The integrity of the final financial summation relies entirely on the consistency of the underlying components. This includes ensuring all data reflects the same reporting period and uses the same currency denomination. Standardized reporting frameworks, such as Generally Accepted Accounting Principles (GAAP), facilitate this process for corporate-level aggregation. These principles ensure that a company’s aggregate revenue total is calculated using uniform recognition criteria.

Aggregate Finance in Macroeconomic Measurement

Macroeconomic measurement is the primary domain where financial aggregation is applied at the largest scale. The health and activity of an entire economy are assessed using comprehensive aggregated metrics. Gross Domestic Product (GDP) serves as the main example, aggregating the monetary value of all final goods and services produced within a country’s borders in a specific period.

GDP is calculated by summing four main components: personal consumption expenditures (C), gross private domestic investment (I), government consumption and gross investment (G), and net exports (NX). This aggregation provides a single measure of national output, which determines economic growth rates.

Aggregate Demand (AD) sums the total planned spending on domestically produced goods and services across all sectors. The AD curve illustrates the inverse relationship between the quantity demanded and the overall price level. Aggregate Supply (AS) complements this by aggregating the total quantity of goods and services that firms are willing to produce at a given price level.

The intersection of the AD and AS curves determines the equilibrium level of national output and the general price level. This equilibrium point is monitored by central banks, such as the Federal Reserve, to gauge inflationary pressures and resource utilization. Deviations from this equilibrium signal periods of recession or overheating.

National savings totals represent the aggregation of all unconsumed income across households, businesses, and government entities. This aggregate provides insight into the pool of funds available for future investment, which drives long-term economic expansion. National investment totals aggregate all spending on capital goods, inventory, and new residential construction.

These macro aggregates serve as the foundation for modern fiscal and monetary policy decisions. Policymakers use the aggregated unemployment rate and inflation rate, alongside GDP, to determine whether to stimulate or cool the economy. The aggregated data provides a simplified view necessary for making broad decisions.

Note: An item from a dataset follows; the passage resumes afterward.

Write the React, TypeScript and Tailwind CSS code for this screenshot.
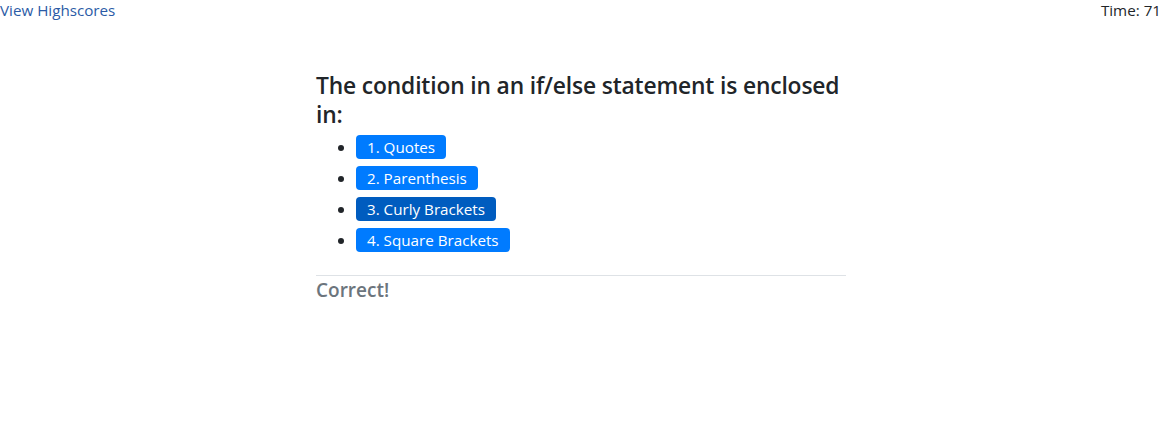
import React from 'react';

const choices = ['1. Quotes', '2. Parenthesis', '3. Curly Brackets', '4. Square Brackets'];

const App: React.FC = () => {
  const font = { fontFamily: '"Segoe UI", "Open Sans", "Noto Sans", sans-serif' };
  return (
    <div className="min-h-[428px] bg-white text-[#212529]" style={font}>
      <div className="flex justify-between h-5 leading-5 text-[15.2px] pr-[5px]">
        <a href="#" className="text-[#2b5ba6]">View Highscores</a>
        <span>Time: 71</span>
      </div>

      <div className="w-[530px] ml-[calc(50%-267px)] mt-[45px]">
        <h4 className="text-[22.8px] leading-[28.8px] font-semibold tracking-[-0.15px] mb-1 pt-[7px]">
          The condition in an if/else statement is enclosed in:
        </h4>
        <ul className="list-disc pl-10">
          {choices.map((c, i) => (
            <li key={c} className="h-[31px] pt-[1px]">
              <button
                className={`h-6 px-[11px] rounded text-white text-[15.2px] leading-6 ${
                  i === 2 ? 'bg-[#005cbf]' : 'bg-[#007bff]'
                }`}
              >
                {c}
              </button>
            </li>
          ))}
        </ul>
        <hr className="mt-[17px] border-t border-[#dee2e6]" />
        <h5 className="text-[19px] leading-6 font-semibold text-[#6c757d] pt-[2px]">Correct!</h5>
      </div>
    </div>
  );
};

export default App;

Aggregation for Investment and Risk Management

Aggregation shifts from the national level to the institutional and individual level when applied to investment and risk management. Portfolio construction relies on combining different asset classes to calculate overall performance and exposure. An investor aggregates holdings across stocks, fixed-income securities, real estate, and alternative assets to determine a single, blended rate of return.

This process allows for the calculation of weighted metrics, such as the overall portfolio Beta, which measures the portfolio’s sensitivity to market movements relative to a benchmark index. The primary goal of this aggregation is to manage aggregate risk exposure. Diversification is based on aggregating assets with non-perfectly correlated returns.

Combining a high-risk equity position with a low-risk municipal bond holding can reduce the overall volatility of the portfolio. Risk managers use this aggregated data to calculate firm-wide risk metrics, such as Value at Risk (VaR). VaR estimates the maximum expected loss a portfolio could incur over a specified timeframe at a given confidence level.

This calculation requires the aggregation of all position sizes and individual asset volatilities across the entire portfolio structure. For institutional investors, this aggregation is necessary for setting asset allocation targets. Aggregation also applies to the liability side of the balance sheet.

Institutions and individuals must aggregate all future obligations, including long-term debt, short-term payables, and future pension obligations, for a comprehensive view of solvency. This consolidated view informs capital allocation decisions and stress testing scenarios. For a bank, aggregating all outstanding loan exposure across various sectors determines its required capital reserve under regulatory frameworks.

Data Aggregation in Modern Financial Technology

The technological process of combining financial data from disparate sources is central to modern FinTech. This process involves the automated collection and integration of raw transactional and account data into a single, usable dataset. Application Programming Interfaces (APIs) are the primary mechanism driving this capability.

APIs allow third-party applications to securely pull account balances, transaction histories, and holding information directly from multiple banks and brokerages. This enables FinTech platforms to present a customer’s checking, savings, investment, and crypto accounts on a single dashboard. Open Banking initiatives, prevalent in Europe and gaining traction in the US, mandate the standardized sharing of consumer financial data via APIs with consent.

This regulatory push simplifies the technical challenge of aggregating data across institutions that use varied legacy systems. The resulting aggregated data enables services like comprehensive budget tracking, automated tax preparation, and personalized lending offers. Data aggregation is also mandatory in regulatory compliance for large financial institutions.

Regulations such as Basel III require Systemically Important Financial Institutions (SIFIs) to aggregate risk data across all their business units and geographical locations. This firm-wide aggregation allows regulators to monitor total counterparty exposure and systemic risk concentration. The focus in this sector is on the integrity and security of the pipeline used to gather the data.

Secure data transmission protocols and robust authentication methods are paramount to maintaining the confidentiality of the aggregated consumer financial profile. The sheer volume of data necessitates sophisticated data warehousing and cleansing techniques before the information can be used for analytical purposes.